_Exercise goal_.
Report, as a bare number, how many lines hold "image".

_Records for this task_.
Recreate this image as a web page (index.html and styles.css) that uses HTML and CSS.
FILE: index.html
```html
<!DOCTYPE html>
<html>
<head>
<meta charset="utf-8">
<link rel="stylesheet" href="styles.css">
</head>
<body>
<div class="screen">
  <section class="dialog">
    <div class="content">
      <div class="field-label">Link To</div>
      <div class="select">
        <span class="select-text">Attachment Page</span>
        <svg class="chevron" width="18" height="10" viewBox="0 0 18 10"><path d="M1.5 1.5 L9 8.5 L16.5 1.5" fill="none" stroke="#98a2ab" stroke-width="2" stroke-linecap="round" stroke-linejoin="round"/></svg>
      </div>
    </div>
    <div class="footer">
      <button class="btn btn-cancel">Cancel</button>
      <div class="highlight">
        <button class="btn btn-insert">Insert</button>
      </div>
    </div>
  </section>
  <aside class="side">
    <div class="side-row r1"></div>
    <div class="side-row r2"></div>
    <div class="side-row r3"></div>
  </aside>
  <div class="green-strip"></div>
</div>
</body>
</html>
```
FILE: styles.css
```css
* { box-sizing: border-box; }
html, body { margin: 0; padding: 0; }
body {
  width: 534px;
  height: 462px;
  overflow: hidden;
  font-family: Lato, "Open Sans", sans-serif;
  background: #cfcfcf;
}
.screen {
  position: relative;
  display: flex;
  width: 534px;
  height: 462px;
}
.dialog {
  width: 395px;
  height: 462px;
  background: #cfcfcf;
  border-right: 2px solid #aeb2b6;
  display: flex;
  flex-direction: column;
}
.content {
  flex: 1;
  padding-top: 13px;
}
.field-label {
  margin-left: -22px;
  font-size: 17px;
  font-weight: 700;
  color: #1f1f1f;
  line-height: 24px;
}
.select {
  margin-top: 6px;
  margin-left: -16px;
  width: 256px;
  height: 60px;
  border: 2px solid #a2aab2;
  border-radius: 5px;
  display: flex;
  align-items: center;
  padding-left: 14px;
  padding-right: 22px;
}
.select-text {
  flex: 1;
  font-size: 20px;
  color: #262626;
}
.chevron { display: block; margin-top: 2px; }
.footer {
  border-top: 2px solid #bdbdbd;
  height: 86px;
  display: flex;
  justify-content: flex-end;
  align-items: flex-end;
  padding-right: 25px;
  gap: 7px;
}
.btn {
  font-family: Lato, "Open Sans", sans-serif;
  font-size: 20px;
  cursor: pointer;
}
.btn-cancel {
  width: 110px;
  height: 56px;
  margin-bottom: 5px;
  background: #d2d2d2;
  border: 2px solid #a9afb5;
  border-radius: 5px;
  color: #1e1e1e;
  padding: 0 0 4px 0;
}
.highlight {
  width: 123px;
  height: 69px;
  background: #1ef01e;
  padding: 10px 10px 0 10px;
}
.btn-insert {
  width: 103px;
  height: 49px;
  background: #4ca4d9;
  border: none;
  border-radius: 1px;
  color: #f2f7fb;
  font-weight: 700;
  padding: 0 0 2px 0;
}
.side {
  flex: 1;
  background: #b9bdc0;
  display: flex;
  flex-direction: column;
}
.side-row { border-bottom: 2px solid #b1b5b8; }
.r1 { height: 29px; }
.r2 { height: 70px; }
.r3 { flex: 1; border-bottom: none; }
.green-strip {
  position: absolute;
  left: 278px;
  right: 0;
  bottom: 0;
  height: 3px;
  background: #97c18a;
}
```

==

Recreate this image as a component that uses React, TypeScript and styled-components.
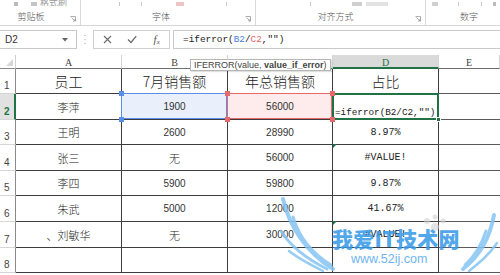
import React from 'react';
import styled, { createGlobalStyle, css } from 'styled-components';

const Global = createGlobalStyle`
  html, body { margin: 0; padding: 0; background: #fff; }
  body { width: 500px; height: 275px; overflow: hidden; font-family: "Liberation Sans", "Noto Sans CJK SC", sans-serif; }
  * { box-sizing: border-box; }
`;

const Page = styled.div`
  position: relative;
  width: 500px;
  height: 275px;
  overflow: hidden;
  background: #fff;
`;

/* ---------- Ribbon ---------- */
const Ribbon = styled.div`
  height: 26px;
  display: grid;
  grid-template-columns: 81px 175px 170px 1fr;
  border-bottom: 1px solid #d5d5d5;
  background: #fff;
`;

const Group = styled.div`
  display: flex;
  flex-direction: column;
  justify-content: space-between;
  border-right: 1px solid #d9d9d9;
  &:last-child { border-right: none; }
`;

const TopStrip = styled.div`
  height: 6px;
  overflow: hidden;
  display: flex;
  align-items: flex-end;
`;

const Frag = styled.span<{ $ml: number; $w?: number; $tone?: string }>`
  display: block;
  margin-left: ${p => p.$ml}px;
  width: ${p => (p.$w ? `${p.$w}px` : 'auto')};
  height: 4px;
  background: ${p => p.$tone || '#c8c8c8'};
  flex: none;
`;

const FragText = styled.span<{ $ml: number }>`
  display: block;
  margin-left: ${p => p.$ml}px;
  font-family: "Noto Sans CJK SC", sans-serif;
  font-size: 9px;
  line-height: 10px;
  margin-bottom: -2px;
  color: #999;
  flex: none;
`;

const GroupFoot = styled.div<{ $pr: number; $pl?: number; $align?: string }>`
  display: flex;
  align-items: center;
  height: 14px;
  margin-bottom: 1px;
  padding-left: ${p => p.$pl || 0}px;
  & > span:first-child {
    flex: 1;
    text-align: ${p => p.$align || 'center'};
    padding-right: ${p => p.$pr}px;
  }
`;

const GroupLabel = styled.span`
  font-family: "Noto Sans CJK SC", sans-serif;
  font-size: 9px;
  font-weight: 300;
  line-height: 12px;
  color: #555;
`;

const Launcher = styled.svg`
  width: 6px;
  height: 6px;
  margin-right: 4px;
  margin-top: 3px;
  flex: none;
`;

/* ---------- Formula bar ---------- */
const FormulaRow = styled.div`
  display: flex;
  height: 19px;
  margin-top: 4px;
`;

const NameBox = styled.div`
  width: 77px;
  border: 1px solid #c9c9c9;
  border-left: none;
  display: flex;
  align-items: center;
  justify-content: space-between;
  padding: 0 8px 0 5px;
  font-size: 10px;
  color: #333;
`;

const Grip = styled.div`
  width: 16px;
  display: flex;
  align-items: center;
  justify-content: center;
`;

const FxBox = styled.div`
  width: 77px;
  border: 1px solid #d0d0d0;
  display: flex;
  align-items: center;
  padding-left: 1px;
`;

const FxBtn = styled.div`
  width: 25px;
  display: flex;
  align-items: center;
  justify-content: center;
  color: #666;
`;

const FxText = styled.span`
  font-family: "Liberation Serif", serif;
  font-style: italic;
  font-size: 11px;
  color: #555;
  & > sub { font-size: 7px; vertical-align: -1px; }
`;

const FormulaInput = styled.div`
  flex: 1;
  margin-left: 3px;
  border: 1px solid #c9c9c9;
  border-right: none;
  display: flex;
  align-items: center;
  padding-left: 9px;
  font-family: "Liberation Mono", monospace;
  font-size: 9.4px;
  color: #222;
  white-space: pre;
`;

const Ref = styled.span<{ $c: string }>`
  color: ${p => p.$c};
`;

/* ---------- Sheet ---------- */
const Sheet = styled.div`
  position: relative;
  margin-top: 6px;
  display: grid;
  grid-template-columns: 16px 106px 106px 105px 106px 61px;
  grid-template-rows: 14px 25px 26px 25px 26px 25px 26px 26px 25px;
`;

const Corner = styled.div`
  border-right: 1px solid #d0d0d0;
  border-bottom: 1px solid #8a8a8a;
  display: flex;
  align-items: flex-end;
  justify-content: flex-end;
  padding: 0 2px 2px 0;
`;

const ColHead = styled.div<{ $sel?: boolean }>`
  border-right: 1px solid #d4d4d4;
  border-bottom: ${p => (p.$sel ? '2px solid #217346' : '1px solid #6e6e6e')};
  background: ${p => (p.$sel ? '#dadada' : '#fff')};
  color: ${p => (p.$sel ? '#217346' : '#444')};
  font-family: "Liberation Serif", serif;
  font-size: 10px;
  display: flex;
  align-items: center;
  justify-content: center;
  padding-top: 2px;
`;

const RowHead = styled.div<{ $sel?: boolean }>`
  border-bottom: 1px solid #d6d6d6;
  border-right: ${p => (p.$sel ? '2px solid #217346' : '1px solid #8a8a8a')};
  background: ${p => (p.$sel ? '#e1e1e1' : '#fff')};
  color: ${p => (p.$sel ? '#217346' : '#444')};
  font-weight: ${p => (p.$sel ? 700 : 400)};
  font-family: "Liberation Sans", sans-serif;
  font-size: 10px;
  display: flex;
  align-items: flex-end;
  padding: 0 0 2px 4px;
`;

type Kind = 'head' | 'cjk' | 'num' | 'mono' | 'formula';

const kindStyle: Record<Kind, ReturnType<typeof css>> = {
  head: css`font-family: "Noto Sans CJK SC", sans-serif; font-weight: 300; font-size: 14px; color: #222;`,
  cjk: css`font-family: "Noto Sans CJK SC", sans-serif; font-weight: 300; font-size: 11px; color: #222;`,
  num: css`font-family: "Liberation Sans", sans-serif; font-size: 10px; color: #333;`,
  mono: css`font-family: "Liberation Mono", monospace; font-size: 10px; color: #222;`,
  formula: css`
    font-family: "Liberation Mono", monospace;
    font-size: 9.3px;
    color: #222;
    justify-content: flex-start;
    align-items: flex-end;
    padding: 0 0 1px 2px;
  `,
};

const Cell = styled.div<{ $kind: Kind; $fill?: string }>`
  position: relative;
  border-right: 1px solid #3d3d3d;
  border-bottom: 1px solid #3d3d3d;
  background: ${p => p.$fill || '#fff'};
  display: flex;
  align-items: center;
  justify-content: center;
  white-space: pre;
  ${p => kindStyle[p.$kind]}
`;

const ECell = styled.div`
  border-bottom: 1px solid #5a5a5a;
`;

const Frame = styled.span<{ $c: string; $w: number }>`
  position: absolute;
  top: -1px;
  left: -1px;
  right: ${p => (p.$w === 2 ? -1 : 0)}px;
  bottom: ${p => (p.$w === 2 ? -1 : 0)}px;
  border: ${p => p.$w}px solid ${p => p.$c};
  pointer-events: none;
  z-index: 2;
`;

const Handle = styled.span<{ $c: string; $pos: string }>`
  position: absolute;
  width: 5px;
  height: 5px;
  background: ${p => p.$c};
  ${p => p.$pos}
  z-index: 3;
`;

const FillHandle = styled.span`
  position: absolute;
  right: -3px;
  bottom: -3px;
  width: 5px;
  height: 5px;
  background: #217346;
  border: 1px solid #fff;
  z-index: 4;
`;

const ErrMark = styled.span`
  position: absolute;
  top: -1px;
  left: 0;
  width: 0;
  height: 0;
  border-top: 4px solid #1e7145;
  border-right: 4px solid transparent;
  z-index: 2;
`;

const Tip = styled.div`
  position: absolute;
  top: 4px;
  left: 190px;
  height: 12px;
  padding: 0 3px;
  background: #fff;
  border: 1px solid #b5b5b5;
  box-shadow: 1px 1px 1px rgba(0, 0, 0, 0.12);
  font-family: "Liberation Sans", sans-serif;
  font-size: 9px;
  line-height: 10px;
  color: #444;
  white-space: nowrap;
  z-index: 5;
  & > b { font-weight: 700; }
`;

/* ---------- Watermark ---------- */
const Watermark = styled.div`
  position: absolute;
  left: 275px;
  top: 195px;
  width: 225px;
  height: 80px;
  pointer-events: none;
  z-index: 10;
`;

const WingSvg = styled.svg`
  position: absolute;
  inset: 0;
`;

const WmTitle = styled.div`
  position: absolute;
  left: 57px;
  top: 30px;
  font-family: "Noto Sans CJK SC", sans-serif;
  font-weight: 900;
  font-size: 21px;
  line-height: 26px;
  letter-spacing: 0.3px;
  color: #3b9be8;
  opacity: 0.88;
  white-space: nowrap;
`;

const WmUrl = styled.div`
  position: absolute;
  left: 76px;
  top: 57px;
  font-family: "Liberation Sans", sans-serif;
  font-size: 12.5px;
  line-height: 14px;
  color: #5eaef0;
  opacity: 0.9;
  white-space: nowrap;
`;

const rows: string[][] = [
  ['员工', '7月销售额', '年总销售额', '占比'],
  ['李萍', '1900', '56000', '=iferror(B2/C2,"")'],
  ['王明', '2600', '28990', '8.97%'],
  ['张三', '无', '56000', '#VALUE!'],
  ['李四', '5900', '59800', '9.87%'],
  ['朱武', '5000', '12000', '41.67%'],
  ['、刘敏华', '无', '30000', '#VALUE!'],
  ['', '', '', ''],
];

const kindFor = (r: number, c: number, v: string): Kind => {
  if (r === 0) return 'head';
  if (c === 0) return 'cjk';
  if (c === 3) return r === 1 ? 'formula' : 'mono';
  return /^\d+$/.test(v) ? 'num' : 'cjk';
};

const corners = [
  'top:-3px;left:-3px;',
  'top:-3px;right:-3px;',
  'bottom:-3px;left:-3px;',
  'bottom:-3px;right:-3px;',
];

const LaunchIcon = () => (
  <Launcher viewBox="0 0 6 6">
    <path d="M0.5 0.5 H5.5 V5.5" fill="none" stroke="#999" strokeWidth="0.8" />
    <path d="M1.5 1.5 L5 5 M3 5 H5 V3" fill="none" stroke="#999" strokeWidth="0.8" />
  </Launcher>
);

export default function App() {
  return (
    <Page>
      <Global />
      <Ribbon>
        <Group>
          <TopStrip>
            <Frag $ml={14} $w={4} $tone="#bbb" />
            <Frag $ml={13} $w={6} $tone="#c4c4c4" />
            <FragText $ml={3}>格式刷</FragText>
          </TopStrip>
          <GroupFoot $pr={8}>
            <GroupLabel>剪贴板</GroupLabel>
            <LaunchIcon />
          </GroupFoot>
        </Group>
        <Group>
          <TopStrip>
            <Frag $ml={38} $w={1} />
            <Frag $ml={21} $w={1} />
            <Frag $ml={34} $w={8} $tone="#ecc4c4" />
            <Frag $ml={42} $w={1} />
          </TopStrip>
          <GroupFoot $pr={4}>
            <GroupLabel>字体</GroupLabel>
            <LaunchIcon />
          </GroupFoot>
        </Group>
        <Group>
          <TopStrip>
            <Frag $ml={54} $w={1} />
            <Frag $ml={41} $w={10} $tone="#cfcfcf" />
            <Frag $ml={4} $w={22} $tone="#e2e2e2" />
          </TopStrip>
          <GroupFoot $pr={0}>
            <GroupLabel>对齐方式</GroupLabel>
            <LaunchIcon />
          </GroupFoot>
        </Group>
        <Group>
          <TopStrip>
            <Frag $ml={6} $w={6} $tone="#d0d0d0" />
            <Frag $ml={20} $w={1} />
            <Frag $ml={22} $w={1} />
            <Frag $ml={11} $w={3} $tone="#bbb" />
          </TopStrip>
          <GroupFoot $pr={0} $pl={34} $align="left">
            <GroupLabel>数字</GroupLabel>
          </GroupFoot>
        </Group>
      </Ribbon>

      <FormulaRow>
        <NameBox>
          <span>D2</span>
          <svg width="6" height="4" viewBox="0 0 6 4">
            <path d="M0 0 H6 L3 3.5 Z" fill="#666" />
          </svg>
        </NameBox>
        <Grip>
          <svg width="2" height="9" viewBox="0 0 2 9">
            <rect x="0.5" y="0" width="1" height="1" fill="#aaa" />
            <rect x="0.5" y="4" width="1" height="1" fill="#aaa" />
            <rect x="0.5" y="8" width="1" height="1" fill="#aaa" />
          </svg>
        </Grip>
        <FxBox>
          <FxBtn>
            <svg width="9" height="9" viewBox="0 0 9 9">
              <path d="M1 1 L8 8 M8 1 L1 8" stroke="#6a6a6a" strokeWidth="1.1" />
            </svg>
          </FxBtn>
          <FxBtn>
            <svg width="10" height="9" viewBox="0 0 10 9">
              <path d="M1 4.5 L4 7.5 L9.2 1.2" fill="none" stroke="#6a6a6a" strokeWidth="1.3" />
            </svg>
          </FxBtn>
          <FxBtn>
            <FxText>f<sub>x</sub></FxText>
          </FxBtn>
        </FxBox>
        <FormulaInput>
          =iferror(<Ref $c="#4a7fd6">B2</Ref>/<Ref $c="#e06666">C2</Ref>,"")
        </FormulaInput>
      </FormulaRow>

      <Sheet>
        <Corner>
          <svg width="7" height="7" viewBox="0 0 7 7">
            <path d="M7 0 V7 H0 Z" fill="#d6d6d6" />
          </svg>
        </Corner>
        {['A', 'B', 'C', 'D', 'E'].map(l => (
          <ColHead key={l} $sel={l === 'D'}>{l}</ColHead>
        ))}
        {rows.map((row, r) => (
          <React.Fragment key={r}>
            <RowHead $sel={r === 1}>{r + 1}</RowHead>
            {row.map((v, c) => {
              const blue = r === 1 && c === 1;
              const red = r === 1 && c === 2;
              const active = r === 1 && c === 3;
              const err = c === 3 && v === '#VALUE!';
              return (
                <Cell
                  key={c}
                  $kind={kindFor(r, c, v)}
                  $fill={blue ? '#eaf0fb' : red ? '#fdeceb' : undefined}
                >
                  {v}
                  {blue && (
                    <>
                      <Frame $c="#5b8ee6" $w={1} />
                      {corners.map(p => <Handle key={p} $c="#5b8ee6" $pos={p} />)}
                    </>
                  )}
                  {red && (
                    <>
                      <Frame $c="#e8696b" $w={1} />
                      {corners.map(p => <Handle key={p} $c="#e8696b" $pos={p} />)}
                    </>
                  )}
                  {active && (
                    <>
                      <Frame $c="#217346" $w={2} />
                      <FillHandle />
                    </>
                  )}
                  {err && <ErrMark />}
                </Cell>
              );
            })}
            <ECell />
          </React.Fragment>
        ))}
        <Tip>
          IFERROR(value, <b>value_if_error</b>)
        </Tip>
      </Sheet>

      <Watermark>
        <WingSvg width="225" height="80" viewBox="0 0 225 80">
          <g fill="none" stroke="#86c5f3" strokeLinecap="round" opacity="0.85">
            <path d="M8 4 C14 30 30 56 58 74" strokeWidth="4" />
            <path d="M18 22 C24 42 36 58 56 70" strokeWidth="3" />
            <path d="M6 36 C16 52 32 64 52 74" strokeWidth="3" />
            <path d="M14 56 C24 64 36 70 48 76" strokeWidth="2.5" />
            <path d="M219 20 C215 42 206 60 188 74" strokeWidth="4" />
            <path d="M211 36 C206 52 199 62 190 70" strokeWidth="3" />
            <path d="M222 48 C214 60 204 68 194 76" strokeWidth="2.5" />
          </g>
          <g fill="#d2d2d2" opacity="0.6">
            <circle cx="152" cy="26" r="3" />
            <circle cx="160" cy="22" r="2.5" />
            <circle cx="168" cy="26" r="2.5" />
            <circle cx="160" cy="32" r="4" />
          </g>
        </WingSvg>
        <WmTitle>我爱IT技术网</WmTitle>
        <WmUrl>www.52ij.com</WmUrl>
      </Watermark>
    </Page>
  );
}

---

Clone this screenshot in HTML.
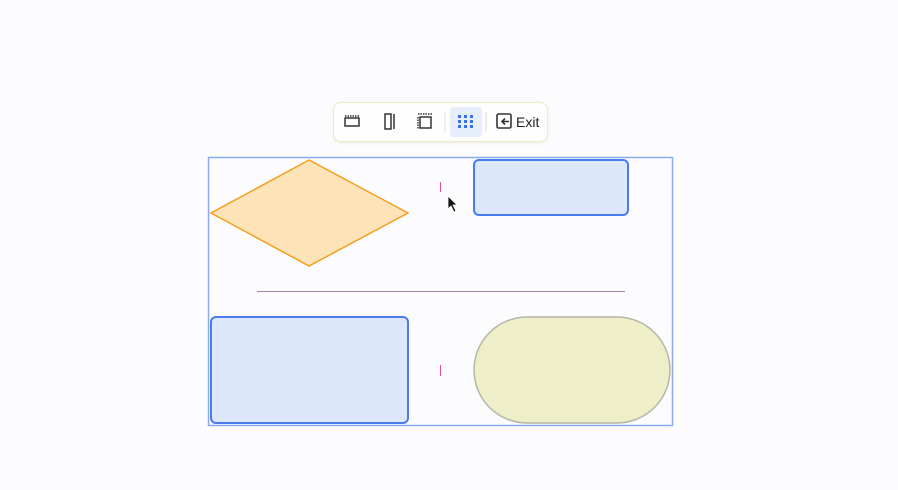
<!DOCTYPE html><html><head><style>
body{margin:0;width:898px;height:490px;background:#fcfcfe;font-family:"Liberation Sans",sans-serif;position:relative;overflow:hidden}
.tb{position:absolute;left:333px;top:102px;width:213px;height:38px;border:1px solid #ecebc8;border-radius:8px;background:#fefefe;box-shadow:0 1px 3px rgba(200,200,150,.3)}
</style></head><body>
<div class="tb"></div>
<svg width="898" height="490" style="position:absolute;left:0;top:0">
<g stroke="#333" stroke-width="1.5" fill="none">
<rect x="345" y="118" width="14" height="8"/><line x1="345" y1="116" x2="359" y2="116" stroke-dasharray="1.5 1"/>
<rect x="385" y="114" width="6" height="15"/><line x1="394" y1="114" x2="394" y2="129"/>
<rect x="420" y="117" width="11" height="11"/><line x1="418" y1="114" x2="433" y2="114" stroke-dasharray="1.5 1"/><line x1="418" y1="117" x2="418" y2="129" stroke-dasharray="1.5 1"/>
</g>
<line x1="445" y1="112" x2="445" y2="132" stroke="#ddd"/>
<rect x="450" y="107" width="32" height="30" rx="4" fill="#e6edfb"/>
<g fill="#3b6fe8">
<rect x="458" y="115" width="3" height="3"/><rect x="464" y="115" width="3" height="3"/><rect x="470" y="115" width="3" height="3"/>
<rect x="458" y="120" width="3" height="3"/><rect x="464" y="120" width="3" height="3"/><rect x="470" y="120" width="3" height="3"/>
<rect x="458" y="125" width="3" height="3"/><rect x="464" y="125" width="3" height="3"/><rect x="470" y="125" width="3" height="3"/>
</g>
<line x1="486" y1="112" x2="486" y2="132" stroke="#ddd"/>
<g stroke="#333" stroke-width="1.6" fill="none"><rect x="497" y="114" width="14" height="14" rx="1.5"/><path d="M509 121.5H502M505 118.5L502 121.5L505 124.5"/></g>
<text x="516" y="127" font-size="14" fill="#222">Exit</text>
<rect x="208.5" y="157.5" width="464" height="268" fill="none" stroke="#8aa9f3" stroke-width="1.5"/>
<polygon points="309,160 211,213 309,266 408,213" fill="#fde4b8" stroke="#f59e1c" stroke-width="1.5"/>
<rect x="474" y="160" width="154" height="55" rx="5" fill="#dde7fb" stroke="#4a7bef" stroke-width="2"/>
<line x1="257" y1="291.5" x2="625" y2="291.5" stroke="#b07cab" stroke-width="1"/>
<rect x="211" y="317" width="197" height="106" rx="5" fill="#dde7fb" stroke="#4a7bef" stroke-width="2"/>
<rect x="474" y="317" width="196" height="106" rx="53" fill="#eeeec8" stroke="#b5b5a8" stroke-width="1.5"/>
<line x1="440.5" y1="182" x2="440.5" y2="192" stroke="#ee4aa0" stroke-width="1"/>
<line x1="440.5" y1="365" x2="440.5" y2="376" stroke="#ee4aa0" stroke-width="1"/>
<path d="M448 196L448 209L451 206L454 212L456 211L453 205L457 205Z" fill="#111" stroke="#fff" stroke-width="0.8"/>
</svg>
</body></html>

_Output of the task_.
2